Spontaneities

« previous post | next post »

Over the years, I've posted several times about the problematic word (and concept) disfluency — there's a too-long list at the end of "Spontaneous (dis)fluency" (8/27/2025). Among other ideas, I've suggested using the term interpolations (see this 2019 post for example). But as far as I can tell, this suggestion has had no impact on other people's usage.

So here's another try: How about making a list of the ways in which fluent spontaneous speech is not like fluent reading, and calling them all spontaneities?

Normal spontaneous speech is full of

  • Filled pauses (uh, um)
  • Filler words (you know, I mean, so, like… )
  • Silent pauses (and pseudo-pauses)
    not in a reading-style relation to message structure
  • Rapid initial repetitions (in- in- in the- the, …)
  • False starts (“that was my= uh the last time”…)
  • Non-speech vocalizations (laughs, sighs, tongue clicks, … )
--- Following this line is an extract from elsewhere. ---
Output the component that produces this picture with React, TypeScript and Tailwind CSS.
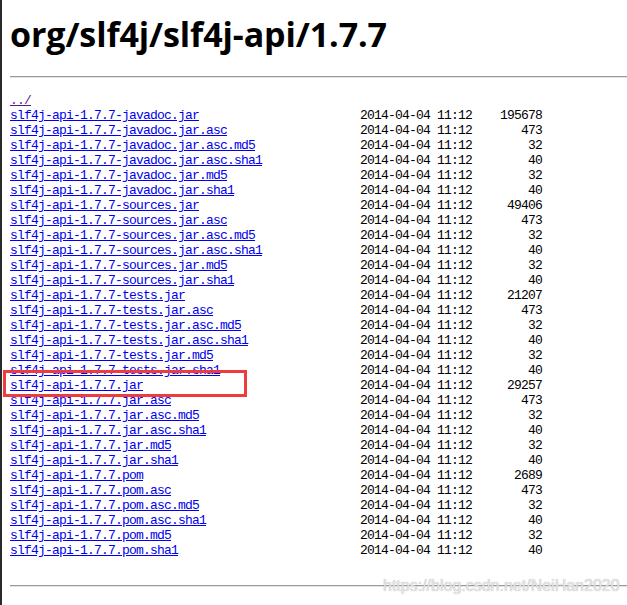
import React from 'react';

const base = 'slf4j-api-1.7.7';
const date = '2014-04-04 11:12';

// name suffix, size
const files: [string, string][] = [
  ['-javadoc.jar', '195678'],
  ['-javadoc.jar.asc', '473'],
  ['-javadoc.jar.asc.md5', '32'],
  ['-javadoc.jar.asc.sha1', '40'],
  ['-javadoc.jar.md5', '32'],
  ['-javadoc.jar.sha1', '40'],
  ['-sources.jar', '49406'],
  ['-sources.jar.asc', '473'],
  ['-sources.jar.asc.md5', '32'],
  ['-sources.jar.asc.sha1', '40'],
  ['-sources.jar.md5', '32'],
  ['-sources.jar.sha1', '40'],
  ['-tests.jar', '21207'],
  ['-tests.jar.asc', '473'],
  ['-tests.jar.asc.md5', '32'],
  ['-tests.jar.asc.sha1', '40'],
  ['-tests.jar.md5', '32'],
  ['-tests.jar.sha1', '40'],
  ['.jar', '29257'],
  ['.jar.asc', '473'],
  ['.jar.asc.md5', '32'],
  ['.jar.asc.sha1', '40'],
  ['.jar.md5', '32'],
  ['.jar.sha1', '40'],
  ['.pom', '2689'],
  ['.pom.asc', '473'],
  ['.pom.asc.md5', '32'],
  ['.pom.asc.sha1', '40'],
  ['.pom.md5', '32'],
  ['.pom.sha1', '40'],
];

function Rule() {
  return <div className="h-0 border-t border-b border-t-[#9a9a9a] border-b-[#e4e4e4]" />;
}

export default function App() {
  return (
    <div className="relative min-h-[605px] w-[627px] bg-white border-l-2 border-[#2a2a2a] pl-2 overflow-hidden flex flex-col">
      {/* window edge bits */}
      <div className="absolute left-[-2px] top-[18px] h-[9px] w-[2px] bg-[#d98a2b]" />
      <div className="absolute left-[-2px] top-[64px] h-[9px] w-[2px] bg-[#d98a2b]" />

      <h1 className="pt-[14px] text-[34px] leading-[40px] font-bold text-black tracking-[-0.1px] [font-family:'Open_Sans','Noto_Sans',sans-serif]">
        org/slf4j/slf4j-api/1.7.7
      </h1>

      <div className="mt-[22px]">
        <Rule />
      </div>

      <pre className="mt-[15px] text-[13px] leading-[15px] tracking-[-0.8px] text-black [font-family:'Liberation_Mono',monospace]">
        <a href="#" className="text-[#551a8b] underline">../</a>
        {'\n'}
        {files.map(([suffix, size]) => {
          const name = base + suffix;
          return (
            <React.Fragment key={name}>
              <a href="#" className="text-[#0000ee] underline">{name}</a>
              {' '.repeat(50 - name.length) + date + size.padStart(10) + '\n'}
            </React.Fragment>
          );
        })}
      </pre>

      <div className="mt-[27px]">
        <Rule />
      </div>

      {/* highlight box */}
      <div className="absolute left-[1px] top-[370px] w-[244px] h-[27px] border-[3px] border-[#ee3b3b]" />

      {/* watermark */}
      <div className="absolute left-[381px] top-[576px] text-[16px] leading-[20px] text-[#e6e6e6] [text-shadow:0_0_1px_#a8a8a8] [font-family:'Liberation_Sans',sans-serif]">
        https://blog.csdn.net/NeiHan2020
      </div>
    </div>
  );
}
To enhance readability, transcriptions generally omit most or all of such things. And to study spontaneities, we need easy-to-use notations that can be easily counted. In my own practice, I use

  • __ for silent pauses in talking-typical places
    (e.g. between an article and the following adjective or noun)
    optionally with duration in milliseconds, e.g. _856_
  • final – for rapid initial repetition
  • final = for false starts
  • {laugh}, {sigh}, etc. for non-speech vocalizations,
    or {NSV} if there isn't a standard term

(It would be better to use a structure-oriented rather than string-oriented notation, but that would be much harder to use in typed transcripts…)

When normal spontaneous speech is accurately transcribed, 10-30% of all tokens typically represent such events. You can check the transcriptions in posts like this one or this one, among many others — though in those examples I've omitted the _N_ notations, e.g.

had lot of influence on how I think about- _534_
about history

My belief is that spontaneities are best seen as part of prosody, along with with timing and phrasing, emphasis, voice quality, intonation – all the stuff that is left out of written text, but is a normal and inevitable part of spontaneous speech.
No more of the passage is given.